Don’t you remember anything from school?

* * *

NEXT IN PART 6

Metabolic differences between individuals counts for shite
— unless you’re comparing yourself to a gerbil.

<< Part 4 << || >> Part 6 >>

* * *

© The Naked Listener’s Weblog, 2011.

Images: ‘Trust The Lies’ via irational ♦ Test tubes via Yancheng Rongkang Glassware Co. Ltd.

3 Responses to “AC myths 5: Lower temperatures cost more?”

  1. If you are going to be rude and condescending, at least be right.

    Setting your AC thermostat to higher temperatures saves energy because the AC unit will be on for less time. Your FACT that an AC unit runs at the same power level no matter what the temperature setting is true, but you apply it incorrectly.

    AC units regulate temperature by turning on and off. If you set your unit to 80°F, it will output the coldest air it can, until that ambient temperature is reached. This may only take a few minutes out of each our. If you set that same unit to 60°F, it will have to work for a longer period of time, thus using more energy.

    Like

    • @ James Marshall: True, you are correct insofar as the AC’s thermostat will control the output of the coldest air until the ambient air reaches the set temperature. Broadly speaking, the AC will still continue to run beyond reaching that point.

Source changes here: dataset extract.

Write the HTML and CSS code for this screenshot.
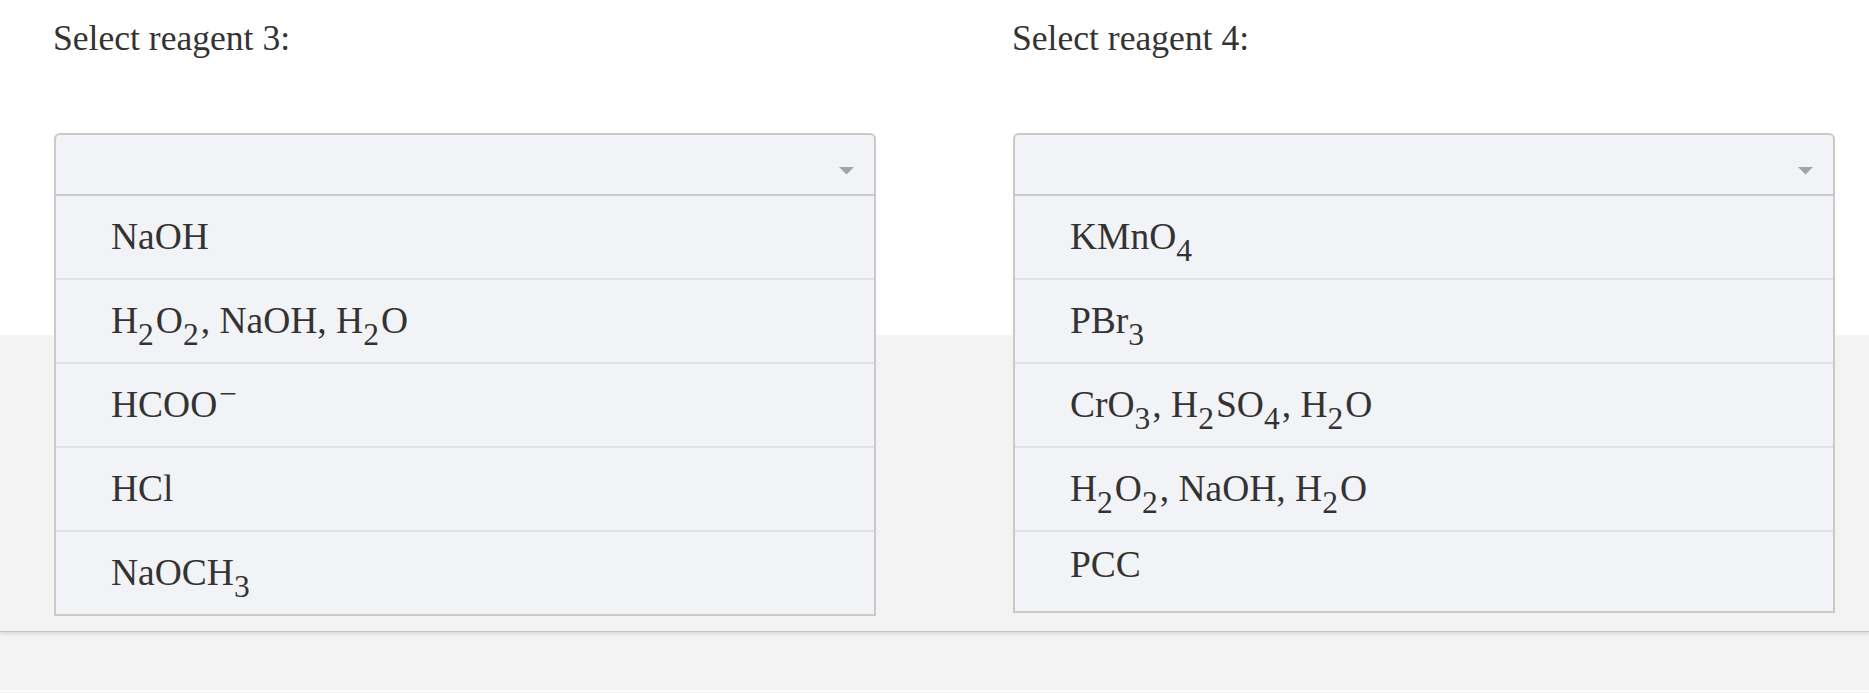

      From a strictly physics point of view, even a jerk like me knows that producing cold air will require more energy than for ‘non-cold’ air (maintenance air?). How much more energy? I’ve stated only this in the 9th/10th paragraph:-

      >To be 100% honest and objective in absolute terms, there is a difference in power consumption between different temperature settings. In relative terms, however, the difference is just under the threshold of significance in the context of billing.

      Like I said, the AC runs on its rated power regardless of the temperature setting (the first fact given in the post) – and I’ve especially confirmed this with my heating-and-ventilation technician at the office for the purpose of this reply.

      The fact that we’ve set the thermostat to 16°C/60°F or 26°C/80°F is irrelevant because the AC will still be running at the same COST. This is borne out repeatedly in the BILLS for my home, the office and the factory – and I have YEARS’ worth of them retained for our Hong Kong tax purposes.

      The same COST picture had also been borne out when I was living in the Middle East.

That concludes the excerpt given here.